Outside of the standard Facebook/Myspace/Twitter sites, artists are creating their own networks. Myartspace and the Brooklyn Arts Project are both new social networks for creative artists that capitalize on the accessability of the internet, and the networking opportunities that can be created for artists.
These sites both have an ongoing blog of current events, as well as user submitted blogs. Curators are invited to post calls for artists, and on the Brooklyn Arts Project site there is an online store where you can purchase framed art prints of featured artwork.
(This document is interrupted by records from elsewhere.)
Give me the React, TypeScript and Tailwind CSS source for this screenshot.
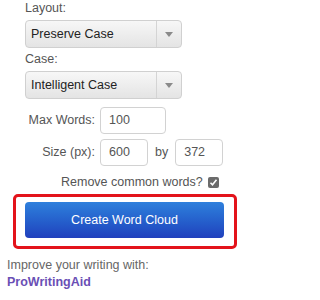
import { useState } from 'react'

function Select({ value }: { value: string }) {
  return (
    <div className="ml-[25px] flex h-[28px] w-[157px] items-stretch rounded-[4px] border border-[#d0d0d0] bg-gradient-to-b from-[#f7f7f7] to-[#e4e4e4] text-[12.5px] text-[#222]">
      <div className="flex flex-1 items-center pl-[5px]">{value}</div>
      <div className="flex w-[25px] items-center justify-center border-l border-[#d4d4d4]">
        <svg width="8" height="5" viewBox="0 0 8 5">
          <path d="M0 0h8L4 5z" fill="#8a8a8a" />
        </svg>
      </div>
    </div>
  )
}

function Field({ value, w }: { value: string; w: string }) {
  return (
    <div className={`flex h-[27px] ${w} items-center rounded-[4px] border border-[#d2d2d2] bg-white pl-[8px] text-[12.5px] text-[#555]`}>
      {value}
    </div>
  )
}

export default function App() {
  const [checked] = useState(true)

  return (
    <div className="h-[300px] w-[247px] overflow-hidden bg-white font-['Liberation_Sans',Arial,sans-serif] text-[12.5px] text-[#555]">
      <div className="ml-[25px] pt-[1px] leading-[15px]">Layout:</div>
      <div className="mt-[4px]">
        <Select value="Preserve Case" />
      </div>
      <div className="ml-[25px] mt-[4px] leading-[15px]">Case:</div>
      <div className="mt-[4px]">
        <Select value="Intelligent Case" />
      </div>

      <div className="mt-[8px] flex items-center">
        <span className="w-[100px] pr-[5px] text-right">Max Words:</span>
        <Field value="100" w="w-[66px]" />
      </div>
      <div className="mt-[5px] flex items-center">
        <span className="w-[100px] pr-[5px] text-right">Size (px):</span>
        <Field value="600" w="w-[48px]" />
        <span className="mx-[7px]">by</span>
        <Field value="372" w="w-[48px]" />
      </div>
      <div className="mt-[9px] flex items-center">
        <span className="ml-[61px] leading-[15px]">Remove common words?</span>
        <span className="ml-[5px] flex h-[11px] w-[11px] items-center justify-center rounded-[2px] bg-[#6b6b6b]">
          {checked && (
            <svg width="9" height="9" viewBox="0 0 9 9">
              <path d="M1.5 4.7l2 2 4-5" stroke="#fff" strokeWidth="1.6" fill="none" />
            </svg>
          )}
        </span>
      </div>

      <div className="ml-[13px] mt-[4px] h-[55px] w-[224px] rounded-[5px] border-[3px] border-[#e3131b] pl-[9px] pt-[5px]">
        <button className="flex h-[36px] w-[199px] items-center justify-center rounded-[4px] bg-gradient-to-b from-[#2f80dc] to-[#2140bd] text-[12.5px] text-white">
          Create Word Cloud
        </button>
      </div>

      <div className="ml-[7px] mt-[9px] leading-[15px] text-[#666]">Improve your writing with:</div>
      <div className="ml-[7px] mt-[2px] font-bold leading-[15px] text-[#6a4fb5]">ProWritingAid</div>
    </div>
  )
}
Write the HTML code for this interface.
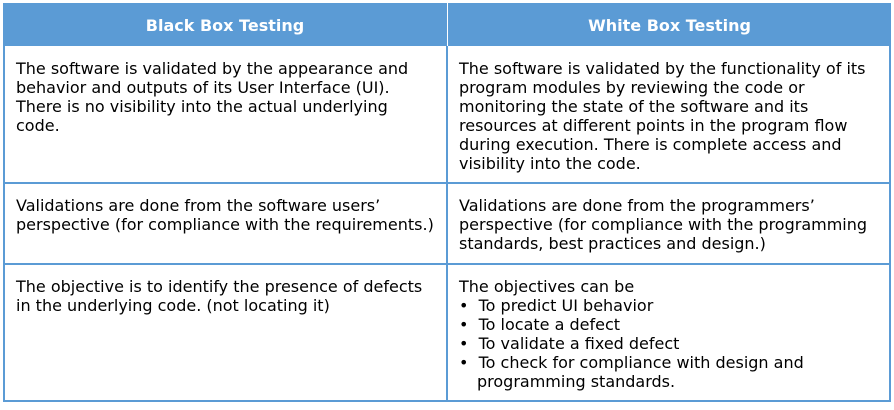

These cites are creating a depth of relevant content as well as a definitive sense of community that is important to any group of artists.
Some galleries are also using their websites as interesting alternative exhibition spaces. 20X200 is a small gallery space on Manhattan's Lower East Side that releases limited edition art prints at incredibly low prices. Jen Bekman has made a name for herself by making art available to everyone.
(limited editions × low prices) + the internet = art for everyone
The site introduces two new artworks every week, one photograph and one work on paper. They are available in three sizes that vary in price from $20 for a small print, to $200 for the largest size.
In the days/weeks/years to come, visual artists will continue to find new ways of utilizing the web to create interactive and crowd sourced projects as well as to venture beyond the pristine white walls of the gallery and create new avenues for audience engagement.
I agree with Matt Held when he said "One of the things I have noticed in the past few weeks are more and more artists doing different things. One artist updated her status every 60 seconds for 16 hours as a means of opening dialogue about self exposure, narcissism, social controls, etc. Another is trying to put together a large group, 500 people, to do a massive tweet at the same time with super secret instructions. I am quite certain that we are just seeing the beginnings of the exploration on the creative use of social networks as an artistic platform."